● The problem
Print exactly the lines that run from the line containing "Reproduce this table" to the line containing "const Psi = () => <>\I/</>;", both included, and nothing else; pictures stay out.
##### Data supplied
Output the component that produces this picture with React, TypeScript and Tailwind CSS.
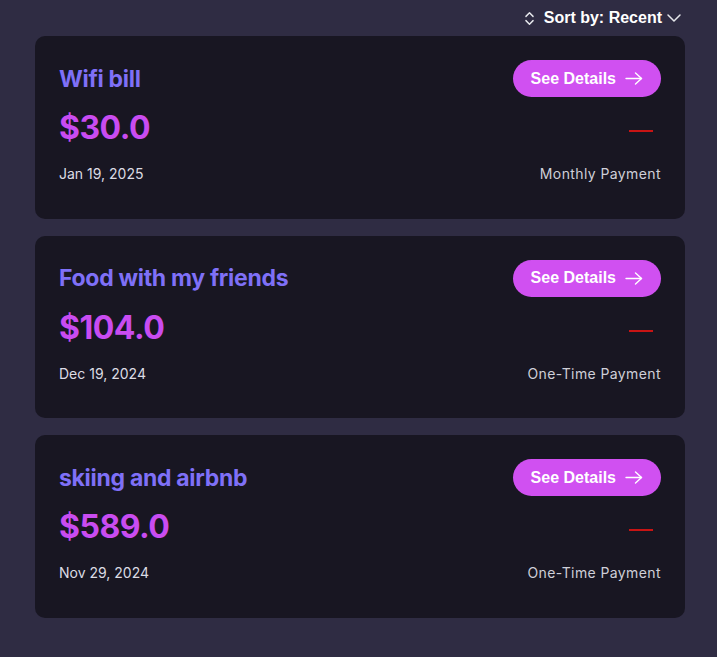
import React from "react";
import { ChevronsUpDown, ChevronDown } from "lucide-react";

type Expense = {
  title: string;
  amount: string;
  date: string;
  kind: string;
};

const EXPENSES: Expense[] = [
  { title: "Wifi bill", amount: "$30.0", date: "Jan 19, 2025", kind: "Monthly Payment" },
  { title: "Food with my friends", amount: "$104.0", date: "Dec 19, 2024", kind: "One-Time Payment" },
  { title: "skiing and airbnb", amount: "$589.0", date: "Nov 29, 2024", kind: "One-Time Payment" },
];

const ArrowIcon = () => (
  <svg width="18" height="13" viewBox="0 0 18 13" fill="none" stroke="currentColor" strokeWidth="1.4" strokeLinecap="round" strokeLinejoin="round" aria-hidden="true">
    <path d="M1 6.5h15.5" />
    <path d="M10.5 1l6 5.5-6 5.5" />
  </svg>
);

const ExpenseCard = ({ item }: { item: Expense }) => {
  return (
    <div className="rounded-[10px] bg-[#181622] pl-6 pr-6 pt-6 pb-[34.5px]">
      <div className="flex items-center justify-between">
        <h2 className="text-[23px] font-bold leading-8 tracking-[-0.3px] text-[#7f70f7]">{item.title}</h2>
        <button className="flex h-[37px] items-center gap-[9px] rounded-full bg-[#d050f1] pl-[18px] pr-[18px] font-['Liberation_Sans',Arial,sans-serif] text-[16px] font-bold text-white">
          See Details
          <ArrowIcon />
        </button>
      </div>
      <div className="mt-[11px] flex h-10 items-center justify-between">
        <span className="text-[32px] font-bold leading-10 tracking-[-0.5px] text-[#c94cf1]">{item.amount}</span>
        <span className="mr-2 mt-[6px] h-[2px] w-6 bg-[#c81414]" />
      </div>
      <div className="mt-4 flex items-center justify-between text-[14px] leading-5 text-[#dcdce4]">
        <span>{item.date}</span>
        <span className="tracking-[0.4px] text-[#cfcfd8]">{item.kind}</span>
      </div>
    </div>
  );
};

export default function App() {
  return (
    <div className="min-h-screen bg-[#2f2c43] font-['Inter','Noto_Sans',sans-serif]">
      <div className="flex h-9 items-center justify-end pr-[31px] font-['Liberation_Sans',Arial,sans-serif] text-[16px] font-bold text-white">
        <ChevronsUpDown size={17} strokeWidth={2} className="mr-[6px] text-gray-200" />
        <span>Sort by: Recent</span>
        <ChevronDown size={24} strokeWidth={1.5} className="text-gray-200" />
      </div>
      <div className="flex flex-col gap-[17px] pl-[35px] pr-[32px]">
        {EXPENSES.map((item) => (
          <ExpenseCard key={item.title} item={item} />
        ))}
      </div>
    </div>
  );
}
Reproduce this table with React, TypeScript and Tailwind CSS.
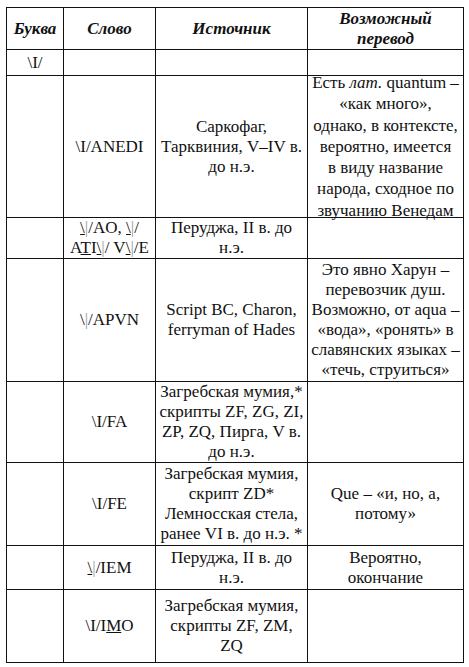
import React from "react";

const G = () => <span className="text-[#9a9a9a]">|</span>;

const Psi = () => <>\I/</>;

type Row = {
  h: string;
  a?: React.ReactNode;
  b?: React.ReactNode;
  c?: React.ReactNode;
  d?: React.ReactNode;
};

const rows: Row[] = [
  { h: "h-[26px]", a: <Psi /> },
  {
    h: "h-[142px]",
    b: (
      <>
        <Psi />
        ANEDI
      </>
    ),
    c: (
      <>
        Саркофаг,
        <br />
        Тарквиния, V–IV в.
        <br />
        до н.э.
      </>
    ),
    d: (
      <div className="leading-[21.3px] -my-[5px]">
        Есть <i>лат.</i> quantum –<br />
        «как много»,
        <br />
        однако, в контексте,
        <br />
        вероятно, имеется
        <br />в виду название
        <br />
        народа, сходное по
        <br />
        звучанию Венедам
      </div>
    ),
  },
  {
    h: "h-[41px]",
    b: (
      <>
        <span className="underline">
          \<G />
        </span>
        /AO,{" "}
        <span className="underline">
          \<G />
        </span>
        /
        <br />A<span className="underline">T</span>I
        <span className="underline">
          \<G />
        </span>
        / V
        <span className="underline">
          \<G />
        </span>
        /E
      </>
    ),
    c: (
      <>
        Перуджа, II в. до
        <br />
        н.э.
      </>
    ),
  },
  {
    h: "h-[123px]",
    b: (
      <>
        \<G />
        /APVN
      </>
    ),
    c: (
      <>
        Script BC, Charon,
        <br />
        ferryman of Hades
      </>
    ),
    d: (
      <>
        Это явно Харун –<br />
        перевозчик душ.
        <br />
        Возможно, от aqua –<br />
        «вода», «ронять» в<br />
        славянских языках –<br />
        «течь, струиться»
      </>
    ),
  },
  {
    h: "h-[81px]",
    b: (
      <>
        <Psi />
        FA
      </>
    ),
    c: (
      <>
        Загребская мумия,*
        <br />
        скрипты ZF, ZG, ZI,
        <br />
        ZP, ZQ, Пирга, V в.
        <br />
        до н.э.
      </>
    ),
  },
  {
    h: "h-[83px]",
    b: (
      <>
        <Psi />
        FE
      </>
    ),
    c: (
      <>
        Загребская мумия,
        <br />
        скрипт ZD*
        <br />
        Лемносская стела,
        <br />
        ранее VI в. до н.э. *
      </>
    ),
    d: (
      <>
        Que – «и, но, а,
        <br />
        потому»
      </>
    ),
  },
  {
    h: "h-[44px]",
    b: (
      <>
        <span className="underline">
          \<G />
        </span>
        /IEM
      </>
    ),
    c: (
      <>
        Перуджа, II в. до
        <br />
        н.э.
      </>
    ),
    d: (
      <>
        Вероятно,
        <br />
        окончание
      </>
    ),
  },
  {
    h: "h-[73px]",
    b: (
      <>
        <Psi />I<span className="underline">M</span>O
      </>
    ),
    c: (
      <>
        Загребская мумия,
        <br />
        скрипты ZF, ZM,
        <br />
        ZQ
      </>
    ),
  },
];

const td =
  "border border-[#111] px-[3px] py-0 text-center align-middle whitespace-nowrap font-['Liberation_Serif','Times_New_Roman',serif]";

export default function App() {
  return (
    <div className="bg-white w-[469px] h-[667px] pt-[7px] pl-[6px] text-[#111] text-[17px] leading-[20px] font-['Liberation_Serif','Times_New_Roman',serif]">
      <table className="border-collapse table-fixed w-[457px]">
        <colgroup>
          <col className="w-[57px]" />
          <col className="w-[92px]" />
          <col className="w-[152px]" />
          <col className="w-[156px]" />
        </colgroup>
        <thead>
          <tr className="h-[42px]">
            <th className={td + " font-bold italic"}>Буква</th>
            <th className={td + " font-bold italic"}>Слово</th>
            <th className={td + " font-bold italic"}>Источник</th>
            <th className={td + " font-bold italic"}>
              Возможный
              <br />
              перевод
            </th>
          </tr>
        </thead>
        <tbody>
          {rows.map((r, i) => (
            <tr key={i} className={r.h}>
              <td className={td}>{r.a}</td>
              <td className={td}>{r.b}</td>
              <td className={td}>{r.c}</td>
              <td className={td}>{r.d}</td>
            </tr>
          ))}
        </tbody>
      </table>
    </div>
  );
}
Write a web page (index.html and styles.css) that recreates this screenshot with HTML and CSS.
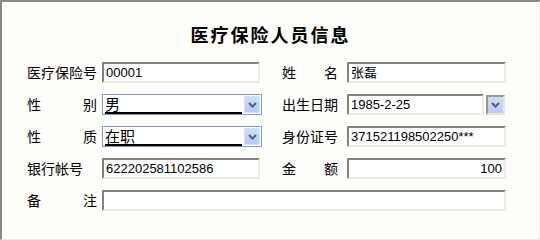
FILE: index.html
```html
<!DOCTYPE html>
<html lang="zh-CN">
<head>
    <meta charset="UTF-8">
    <title>医疗保险人员信息</title>
    <link rel="stylesheet" href="styles.css">
</head>
<body>
    <div class="panel">
        <h1 class="title">医疗保险人员信息</h1>
        <div class="form">
            <label class="label">医疗保险号</label>
            <div class="input">00001</div>
            <label class="label right"><span>姓</span><span>名</span></label>
            <div class="input wide">张磊</div>

            <label class="label"><span>性</span><span>别</span></label>
            <div class="select">
                <span class="picked">男</span>
                <span class="arrow"><svg width="9" height="6" viewBox="0 0 9 6"><path d="M1 1 L4.5 4.5 L8 1" fill="none" stroke="#4b5f86" stroke-width="2"/></svg></span>
            </div>
            <label class="label right">出生日期</label>
            <div class="date">
                <div class="input date-text">1985-2-25</div>
                <span class="date-btn"><svg width="9" height="6" viewBox="0 0 9 6"><path d="M1 1 L4.5 4.5 L8 1" fill="none" stroke="#4b5f86" stroke-width="2"/></svg></span>
            </div>

            <label class="label"><span>性</span><span>质</span></label>
            <div class="select">
                <span class="picked">在职</span>
                <span class="arrow"><svg width="9" height="6" viewBox="0 0 9 6"><path d="M1 1 L4.5 4.5 L8 1" fill="none" stroke="#4b5f86" stroke-width="2"/></svg></span>
            </div>
            <label class="label right">身份证号</label>
            <div class="input wide">371521198502250***</div>

            <label class="label">银行帐号</label>
            <div class="input">622202581102586</div>
            <label class="label right"><span>金</span><span>额</span></label>
            <div class="input wide num">100</div>

            <label class="label"><span>备</span><span>注</span></label>
            <div class="input full"></div>
        </div>
    </div>
</body>
</html>
```

FILE: styles.css
```css
body {
    margin: 0;
    font-family: "Noto Sans CJK SC", "Liberation Sans", sans-serif;
    background-color: #fff;
}

.panel {
    width: 540px;
    height: 240px;
    box-sizing: border-box;
    border-top: 2px solid #8b8b83;
    border-left: 2px solid #8b8b83;
    border-right: 1px solid #ecebe5;
    border-bottom: 1px solid #ecebe5;
    background-color: #fdfdfa;
    padding: 20px 0 0 25px;
}

.title {
    margin: 0 0 16px -25px;
    height: 24px;
    font-size: 18px;
    line-height: 24px;
    letter-spacing: 2px;
    text-align: center;
    color: #000;
}

/* form grid: label | field | label | field */
.form {
    display: grid;
    grid-template-columns: 75px 180px 65px 159px;
    grid-auto-rows: 21px;
    row-gap: 11px;
    align-items: center;
}

.label {
    display: flex;
    justify-content: space-between;
    width: 70px;
    font-size: 14px;
    line-height: 21px;
    color: #000;
    white-space: nowrap;
}

.label.right {
    width: 56px;
}

.input {
    box-sizing: border-box;
    width: 158px;
    height: 21px;
    padding: 0 2px;
    border: 2px solid;
    border-color: #83837d #ecebe4 #ecebe4 #83837d;
    background-color: #fff;
    font-family: "Liberation Sans", "Noto Sans CJK SC", sans-serif;
    font-size: 13px;
    line-height: 17px;
    color: #000;
    white-space: nowrap;
    overflow: hidden;
}

.input.wide {
    width: 159px;
}

.input.num {
    text-align: right;
}

.input.full {
    grid-column: 2 / 5;
    width: 404px;
}

/* drop-down lists */
.select {
    box-sizing: border-box;
    display: flex;
    align-items: center;
    width: 160px;
    height: 21px;
    padding: 0 1px 0 2px;
    border: 1px solid #7f9db9;
    background-color: #fff;
}

.picked {
    flex: 1;
    height: 16px;
    margin-right: 2px;
    border-bottom: 2px solid #000;
    font-size: 15px;
    line-height: 16px;
    color: #000;
}

.arrow,
.date-btn {
    display: flex;
    align-items: center;
    justify-content: center;
    box-sizing: border-box;
    width: 16px;
    height: 17px;
    border: 1px solid #d6e2fb;
    border-radius: 1px;
    background: linear-gradient(#cfdcfb, #b7cbf5);
}

.date {
    display: flex;
    align-items: center;
}

.input.date-text {
    width: 137px;
}

.date-btn {
    width: 19px;
    height: 20px;
    margin-left: 2px;
    border: 2px solid;
    border-color: #9a9a94 #e6e6e0 #e6e6e0 #9a9a94;
    border-radius: 0;
}
```
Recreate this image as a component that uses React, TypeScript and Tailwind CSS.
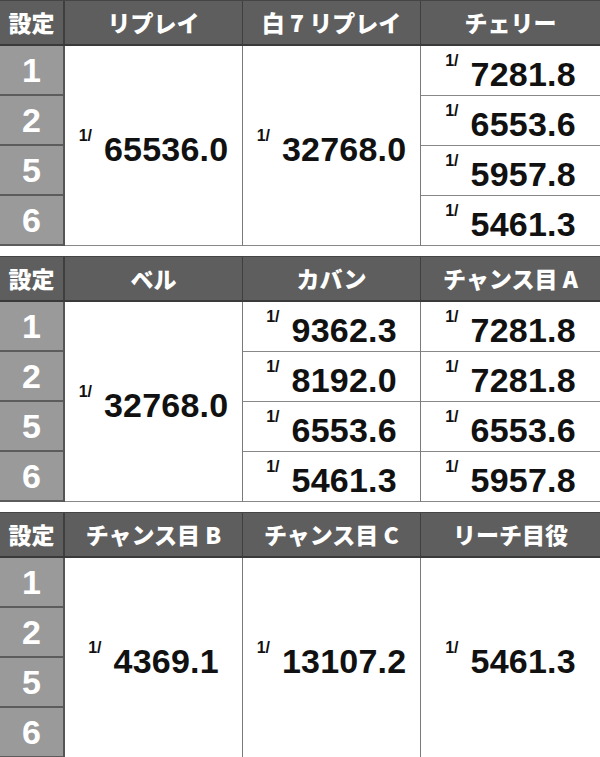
type Col = string | string[];

interface TableProps {
  headers: string[];
  cols: Col[];
}

const widths = ['w-[178px]', 'w-[178px]', 'w-[179px]'];
const settings = ['1', '2', '5', '6'];

function Value({ v }: { v: string }) {
  return (
    <div className="flex items-start justify-center pt-[2px] font-['Liberation_Sans',Arial,sans-serif] font-bold text-[#111]">
      <span className="text-[16px] leading-none">1/</span>
      <span className="ml-[12px] mt-[4px] text-[34px] leading-none tracking-[0.2px]">{v}</span>
    </div>
  );
}

function Table({ headers, cols }: TableProps) {
  return (
    <div className="flex flex-col">
      <div className="flex h-[46px] border-t border-[#444] border-b-2 border-b-[#3a3a3a] bg-[#5e5e5e] font-['Noto_Sans_CJK_JP',sans-serif] text-[23px] font-black text-white">
        <div className="flex w-[65px] items-center justify-center border-r-2 border-[#3f3f3f]">設定</div>
        {headers.map((h, i) => (
          <div
            key={h}
            className={`flex ${widths[i]} items-center justify-center ${i < 2 ? 'border-r border-[#3f3f3f]' : ''}`}
          >
            {h}
          </div>
        ))}
      </div>
      <div className="flex h-[200px]">
        <div className="flex w-[65px] flex-col border-r-2 border-[#555]">
          {settings.map((s) => (
            <div
              key={s}
              className="flex h-[50px] items-center justify-center border-b-2 border-[#5c5c5c] bg-[#9a9a9a] font-['Liberation_Sans',Arial,sans-serif] text-[34px] font-bold leading-none text-white"
            >
              {s}
            </div>
          ))}
        </div>
        {cols.map((c, i) => (
          <div
            key={i}
            className={`flex ${widths[i]} flex-col bg-white ${i < 2 ? 'border-r border-[#7a7a7a]' : ''}`}
          >
            {typeof c === 'string' ? (
              <div className="flex h-[200px] items-center justify-center border-b border-[#888]">
                <Value v={c} />
              </div>
            ) : (
              c.map((v, j) => (
                <div key={j} className="flex h-[50px] items-center justify-center border-b border-[#888]">
                  <Value v={v} />
                </div>
              ))
            )}
          </div>
        ))}
      </div>
    </div>
  );
}

export default function App() {
  return (
    <div className="flex w-[600px] flex-col gap-[10px] bg-white">
      <Table
        headers={['リプレイ', '白 7 リプレイ', 'チェリー']}
        cols={['65536.0', '32768.0', ['7281.8', '6553.6', '5957.8', '5461.3']]}
      />
      <Table
        headers={['ベル', 'カバン', 'チャンス目 A']}
        cols={['32768.0', ['9362.3', '8192.0', '6553.6', '5461.3'], ['7281.8', '7281.8', '6553.6', '5957.8']]}
      />
      <Table
        headers={['チャンス目 B', 'チャンス目 C', 'リーチ目役']}
        cols={['4369.1', '13107.2', '5461.3']}
      />
    </div>
  );
}
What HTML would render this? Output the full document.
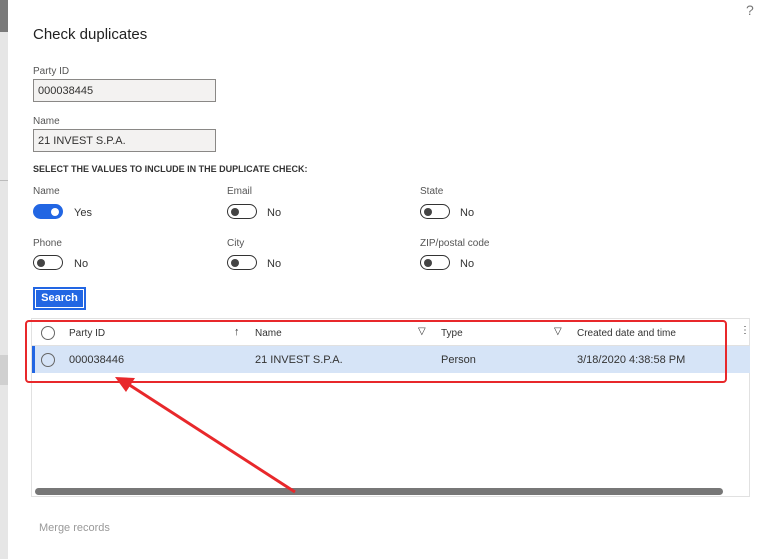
##########
● Problem solution
Reproduce this table with React, TypeScript and Tailwind CSS.
import React from "react";

const G = () => <span className="text-[#9a9a9a]">|</span>;

const Psi = () => <>\I/</>;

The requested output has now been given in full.